Erdogan, who has been in power for two decades, defended his record, claiming that he has successfully overcome numerous challenges, including the struggling economy and devastating earthquakes in February. The issues of the economy and natural disasters have been the focal points of the campaign for both the presidency and parliament.

Kilicdaroglu, aged 74, is known for his soft-spoken nature, but he delivered a strong speech that resonated with those who see him as their best chance to regain power from Erdogan, who has centralized authority and expanded his own powers significantly.

Kemal Kilicdaroglu, the main opposition candidate, is slightly leading in the opinion polls, and his supporters are hopeful that he might secure more than 50% of the vote, avoiding a run-off election in two weeks.

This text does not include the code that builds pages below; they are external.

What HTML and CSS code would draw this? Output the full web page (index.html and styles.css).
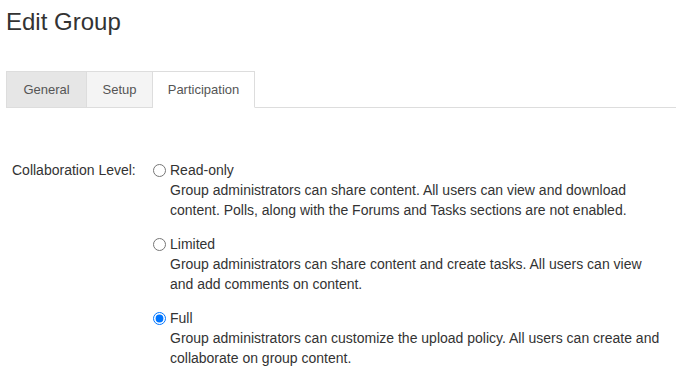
FILE: index.html
```html
<!DOCTYPE html>
<html lang="en">
<head>
  <meta charset="UTF-8" />
  <title>Edit Group</title>
  <link rel="stylesheet" href="styles.css">
</head>
<body>
<h1>Edit Group</h1>

<ul class="tabs">
  <li class="tab tab-general">General</li>
  <li class="tab tab-setup">Setup</li>
  <li class="tab tab-participation active">Participation</li>
</ul>

<div class="form-row">
  <div class="form-label">Collaboration Level:</div>
  <div class="options">
    <div class="option">
      <label class="option-title"><input type="radio" name="level" value="read"> Read-only</label>
      <p class="option-desc">Group administrators can share content. All users can view and download content. Polls, along with the Forums and Tasks sections are not enabled.</p>
    </div>
    <div class="option">
      <label class="option-title"><input type="radio" name="level" value="limited"> Limited</label>
      <p class="option-desc">Group administrators can share content and create tasks. All users can view and add comments on content.</p>
    </div>
    <div class="option">
      <label class="option-title"><input type="radio" name="level" value="full" checked> Full</label>
      <p class="option-desc">Group administrators can customize the upload policy. All users can create and collaborate on group content.</p>
    </div>
  </div>
</div>
</body>
</html>
```

FILE: styles.css
```css
* {
  margin: 0;
  padding: 0;
  box-sizing: border-box;
}

body {
  font-family: 'Liberation Sans', Arial, sans-serif;
  font-size: 14px;
  line-height: 20px;
  color: #333;
  background-color: #fff;
  padding: 0 0 0 6px;
}

h1 {
  font-size: 24px;
  font-weight: normal;
  line-height: 28px;
  padding-top: 8px;
  margin-bottom: 35px;
}

.tabs {
  display: flex;
  list-style: none;
  border-bottom: 1px solid #ddd;
  height: 37px;
}

.tab {
  font-size: 13px;
  line-height: 35px;
  color: #555;
  text-align: center;
  border: 1px solid #ddd;
  margin-bottom: -1px;
  height: 37px;
}

.tab + .tab {
  border-left: none;
}

.tab-general {
  width: 81px;
  background-color: #e6e6e6;
}

.tab-setup {
  width: 66px;
  background-color: #f4f4f4;
}

.tab-participation {
  width: 102px;
}

.tab.active {
  background-color: #fff;
  border-bottom-color: #fff;
}

.form-row {
  display: flex;
  margin-top: 52px;
}

.form-label {
  width: 147px;
  padding-left: 6px;
}

.options {
  width: 512px;
}

.option {
  margin-bottom: 14px;
}

.option-title {
  display: flex;
  align-items: center;
  gap: 4px;
}

.option-title input {
  margin: 0;
  width: 13px;
  height: 13px;
}

.option-desc {
  padding-left: 17px;
}
```
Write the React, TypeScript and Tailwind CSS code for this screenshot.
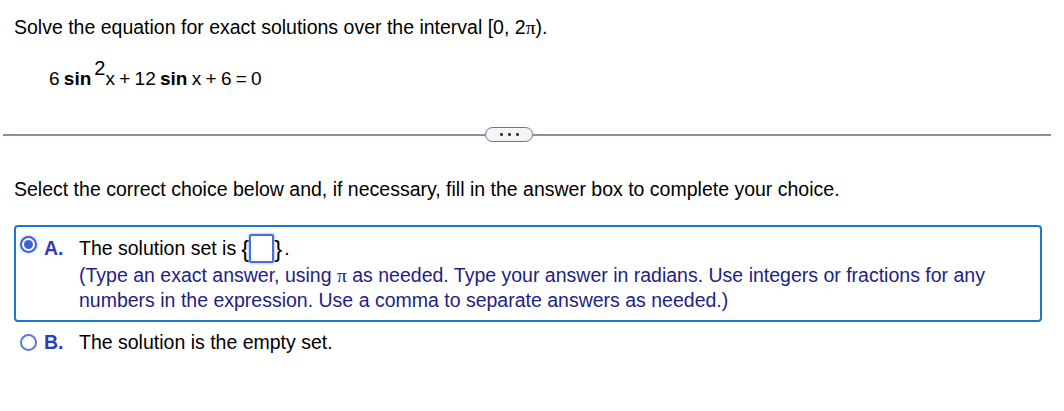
export default function App() {
  return (
    <div className="w-[1064px] h-[411px] bg-white text-[19.5px] text-black" style={{ fontFamily: '"Liberation Sans", Arial, sans-serif' }}>
      <div className="pl-[14px] pt-[15px] leading-[24px]">
        Solve the equation for exact solutions over the interval [0, 2<span style={{ fontFamily: '"Liberation Serif", serif' }}>π</span>).
      </div>
      <div className="pl-[49px] pt-[27px] leading-[24px] flex items-end text-[19px] [word-spacing:-1px]">
        <span>6 <b>sin</b></span>
        <span className="relative -top-[11px] ml-[3px] text-[20px]">2</span>
        <span>x + 12 <b>sin</b> x + 6 = 0</span>
      </div>

      <div className="mt-[36px] mx-[3px] w-[1048px] flex items-center">
        <div className="w-[482px] h-[2px] bg-[#8a909c]" />
        <div className="w-[48px] h-[15px] rounded-full border border-[#6b7585] bg-[#f4f5f7] flex items-center justify-center gap-[5px]">
          <span className="w-[3px] h-[3px] rounded-[1px] bg-[#3a3f4a]" />
          <span className="w-[3px] h-[3px] rounded-[1px] bg-[#3a3f4a]" />
          <span className="w-[3px] h-[3px] rounded-[1px] bg-[#3a3f4a]" />
        </div>
        <div className="flex-1 h-[2px] bg-[#8a909c]" />
      </div>

      <div className="pl-[14px] pt-[35px] leading-[24px]">
        Select the correct choice below and, if necessary, fill in the answer box to complete your choice.
      </div>

      <div className="ml-[14px] mt-[24px] w-[1028px] border-2 border-[#1b78cf] rounded-[4px] pt-[7px] pb-[7px] flex">
        <div className="pl-[4px] pt-[2px]">
          <div className="w-[17px] h-[17px] rounded-full border-2 border-[#3f5fd6] flex items-center justify-center shadow-[0_0_3px_#8fa6ee]">
            <div className="w-[9px] h-[9px] rounded-full bg-[#3f5fd6]" />
          </div>
        </div>
        <div className="ml-[7px] w-[35px] pt-[2px] font-bold text-[#2c3db8] leading-[24px]">A.</div>
        <div className="leading-[25px]">
          <div className="flex items-center h-[29px]">
            <span>The solution set is</span>
            <span className="ml-[5px] text-[24px] leading-none">{'{'}</span>
            <span className="w-[25px] h-[29px] border-2 border-[#4a6fd8] rounded-[2px] shadow-[0_0_3px_#7f9be8] bg-white" />
            <span className="text-[24px] leading-none">{'}'}</span>
            <span className="ml-[2px]">.</span>
          </div>
          <div className="text-[#1e2286]">
            (Type an exact answer, using <span style={{ fontFamily: '"Liberation Serif", serif' }}>π</span> as needed. Type your answer in radians. Use integers or fractions for any
            <br />
            numbers in the expression. Use a comma to separate answers as needed.)
          </div>
        </div>
      </div>

      <div className="ml-[16px] mt-[8px] flex">
        <div className="pl-[4px] pt-[4px]">
          <div className="w-[17px] h-[17px] rounded-full border-2 border-[#5b78d8]" />
        </div>
        <div className="ml-[7px] w-[35px] font-bold text-[#2c3db8] leading-[24px]">B.</div>
        <div className="leading-[24px]">The solution is the empty set.</div>
      </div>
    </div>
  );
}
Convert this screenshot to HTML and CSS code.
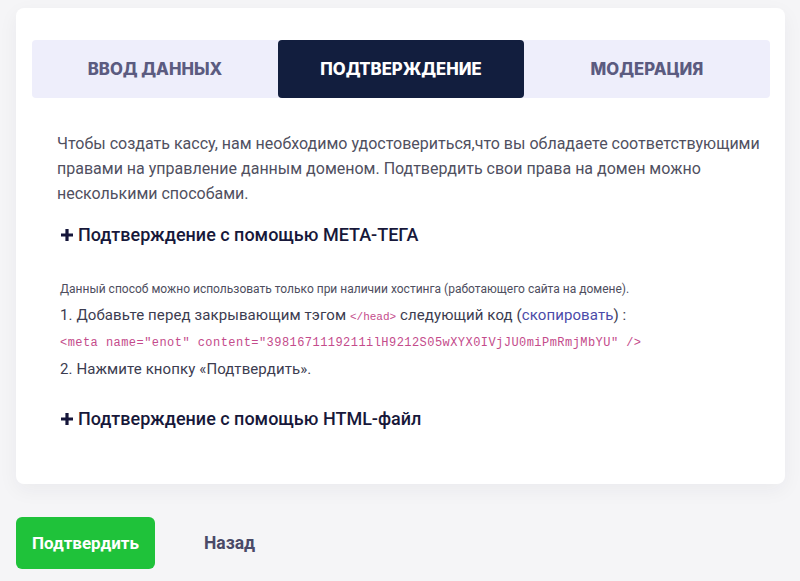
FILE: index.html
```html
<!DOCTYPE html>
<html lang="ru">
<head>
    <meta charset="UTF-8">
    <meta name="viewport" content="width=device-width, initial-scale=1.0">
    <title>Подтверждение домена</title>
    <link rel="stylesheet" href="styles.css">
</head>
<body>
    <div class="page">
        <div class="card">
            <div class="tabs">
                <div class="tab">ВВОД ДАННЫХ</div>
                <div class="tab tab-active">ПОДТВЕРЖДЕНИЕ</div>
                <div class="tab">МОДЕРАЦИЯ</div>
            </div>

            <div class="content">
                <p class="intro">Чтобы создать кассу, нам необходимо удостовериться,что вы обладаете соответствующими правами на управление данным доменом. Подтвердить свои права на домен можно несколькими способами.</p>

                <h3 class="method">
                    <svg class="plus" width="14" height="14" viewBox="0 0 14 14"><path d="M7 1v12M1 7h12" stroke="#15163a" stroke-width="3.2"/></svg>
                    Подтверждение с помощью МЕТА-ТЕГА
                </h3>
                <div class="method-body">
                    <p class="note">Данный способ можно использовать только при наличии хостинга (работающего сайта на домене).</p>
                    <p class="step">1. Добавьте перед закрывающим тэгом <code class="tag">&lt;/head&gt;</code> следующий код (<a href="#" class="copy">скопировать</a>) :</p>
                    <p class="code">&lt;meta name="enot" content="3981671119211ilH9212S05wXYX0IVjJU0miPmRmjMbYU" /&gt;</p>
                    <p class="step">2. Нажмите кнопку «Подтвердить».</p>
                </div>

                <h3 class="method method-last">
                    <svg class="plus" width="14" height="14" viewBox="0 0 14 14"><path d="M7 1v12M1 7h12" stroke="#15163a" stroke-width="3.2"/></svg>
                    Подтверждение с помощью HTML-файл
                </h3>
            </div>
        </div>

        <div class="actions">
            <button class="btn-confirm">Подтвердить</button>
            <a href="#" class="btn-back">Назад</a>
        </div>
    </div>
</body>
</html>
```

FILE: styles.css
```css
body {
    margin: 0;
    background-color: #f5f5f7;
    font-family: Roboto, "Liberation Sans", sans-serif;
}
.page {
    padding: 8px 15px 0 16px;
}
.card {
    height: 476px;
    box-sizing: border-box;
    padding: 32px 15px 0 16px;
    background-color: #ffffff;
    border-radius: 8px;
    box-shadow: 0 6px 20px rgba(30, 30, 60, 0.05);
}
.tabs {
    display: grid;
    grid-template-columns: 1fr 1fr 1fr;
    height: 58px;
    border-radius: 4px;
    background-color: #eeeefb;
}
.tab {
    display: flex;
    align-items: center;
    justify-content: center;
    font-family: Inter, sans-serif;
    font-weight: 800;
    font-size: 16.7px;
    color: #5b5b80;
    border-radius: 4px;
}
.tab-active {
    background-color: #121e3e;
    color: #ffffff;
}
.content {
    padding: 0 0 0 25px;
}
.intro {
    margin: 33px 0 0;
    font-size: 16px;
    line-height: 25px;
    color: #50505f;
}
.method {
    display: flex;
    align-items: center;
    gap: 4px;
    margin: 17px 0 0 3px;
    font-size: 18px;
    line-height: 24px;
    font-weight: 500;
    color: #17183a;
}
.plus {
    flex-shrink: 0;
}
.method-body {
    padding-left: 3px;
    margin-top: 29px;
}
.method-body p {
    margin: 0;
    line-height: 26px;
}
.note {
    font-size: 12px;
    color: #4e4e5e;
}
.step {
    font-size: 15px;
    letter-spacing: 0.1px;
    color: #3c3c50;
}
.tag {
    font-family: "Liberation Mono", monospace;
    font-size: 11px;
    letter-spacing: 0;
    color: #c44b8b;
}
.copy {
    color: #4b4ba8;
    text-decoration: none;
}
.code {
    font-family: "Liberation Mono", monospace;
    font-size: 12px;
    letter-spacing: 0.45px;
    color: #c44b8b;
}
.method-last {
    margin-top: 25px;
}
.actions {
    display: flex;
    align-items: center;
    gap: 49px;
    margin-top: 33px;
}
.btn-confirm {
    width: 139px;
    height: 52px;
    border: none;
    border-radius: 6px;
    background-color: #1fc23a;
    color: #ffffff;
    font-family: Roboto, sans-serif;
    font-weight: 700;
    font-size: 17px;
    cursor: pointer;
}
.btn-back {
    font-weight: 700;
    font-size: 17.5px;
    color: #4a4a68;
    text-decoration: none;
}
```
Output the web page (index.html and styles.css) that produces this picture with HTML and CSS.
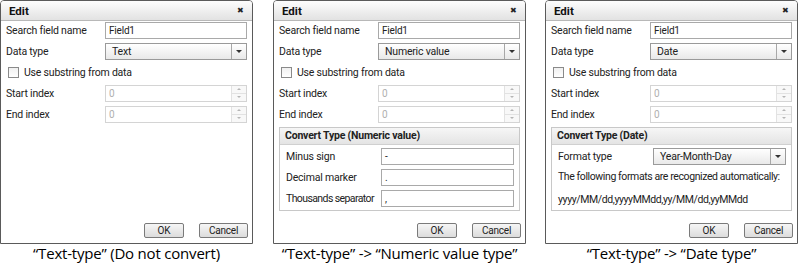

The alliance supporting Kilicdaroglu includes conservatives, nationalists, and even a pro-Islamist party, which has delighted many of his followers. Kilicdaroglu’s party maintains a strong secular stance but has made efforts to appeal to women who wear the headscarf. The six parties in the alliance have come together under the slogan “Haydi” (Come on!) and have a campaign song of the same name.

Tensions are running high in the lead-up to the election. Kilicdaroglu even wore a bullet-proof vest during his final rally in Ankara and at a previous event, highlighting the intensity of the race.

Muharrem Ince, one of the candidates for the presidency, withdrew from the race, citing targeted attacks on social media with manipulated videos aimed at swaying the electorate. The atmosphere surrounding the election has become both tense and crucial.